La distancia del “hogar” no es siempre una cuestión de kilómetros, sino también de tiempo. La canción de los años sesenta “Homeward Bound” de Simon y Garfunkel trata realmente de un intento de volver a ese tiempo pasado de inocencia. El hogar sobre el que cantan es realmente la América de los años 50. Esta búsqueda del hogar ha sido un tema persistente de gran parte de la literatura estadounidense del siglo XX y de algunos grandes autores, como Thomas Wolfe en sus novelas You Can’t Go Home y Look Homeward Angel.
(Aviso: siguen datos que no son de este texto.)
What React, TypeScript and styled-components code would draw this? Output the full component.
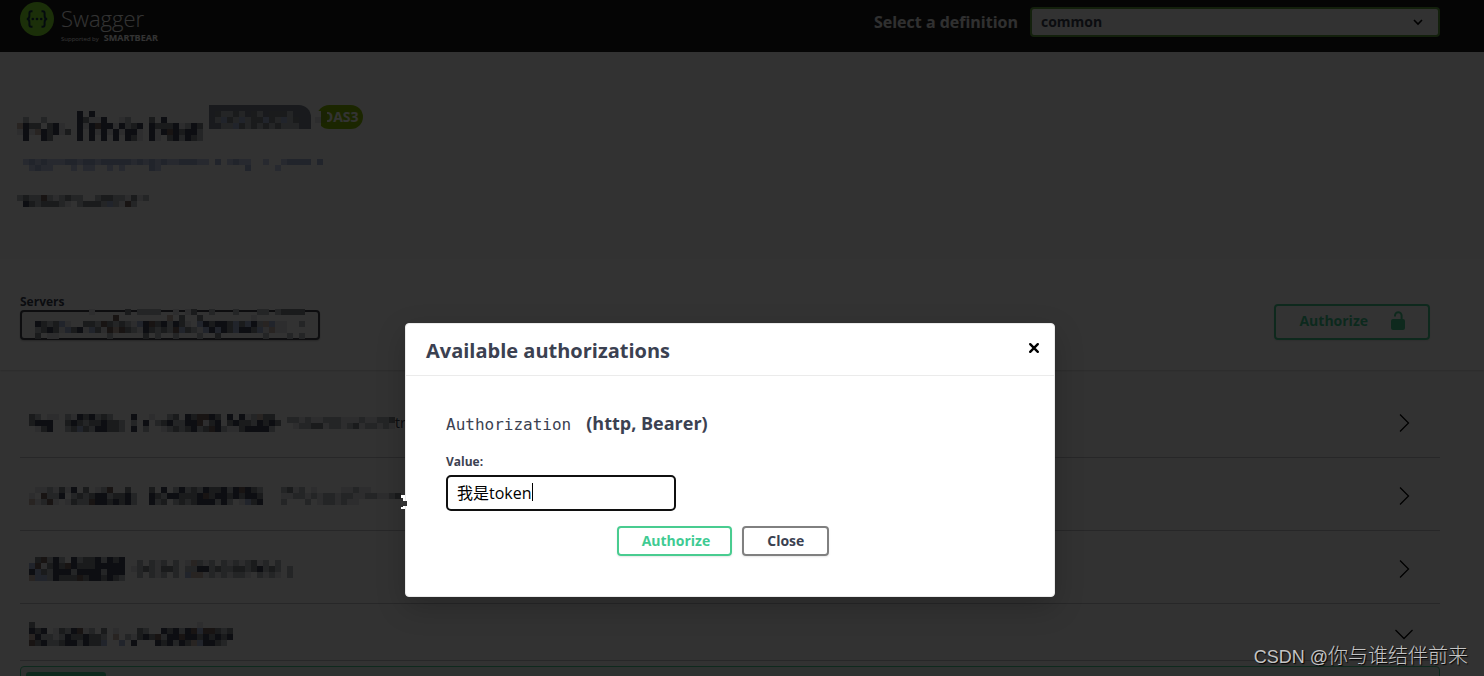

Pero la búsqueda del hogar no es únicamente competencia de los novelistas. En cierto sentido, todos somos exiliados de este lugar simbólico del hogar porque todos somos exiliados de un tiempo pasado de nuestra vida. El novelista Czeslaw Milosz lo señala en su introducción al libro Exiles de Josef Koudelka.
“Sin embargo, la distancia puede medirse no sólo en kilómetros, sino también en meses, años o decenas de años. Asumiendo esto, podemos considerar la vida de cada ser humano como un movimiento incesante desde la infancia, pasando por las fases de juventud, madurez y vejez”.
Czeslaw Milosz
Este movimiento nos lleva a cada uno de nosotros más lejos de nuestro hogar original y de la primera parte de nuestra vida a la que este hogar estaba asociado. Como señala Milosz, “el pasado de cada individuo sufre constantes transformaciones en su memoria, y la mayoría de las veces adquiere los rasgos de una tierra irrecuperable que el flujo del tiempo hace cada vez más extraña”. Toda la humanidad es, por tanto, exiliada de este hogar original. “¿Qué es entonces el exilio?”, se pregunta Milosz, “si, en este sentido, todo el mundo comparte esta condición”. Todos somos “exiliados” de este hogar original, de este tiempo original de la vida.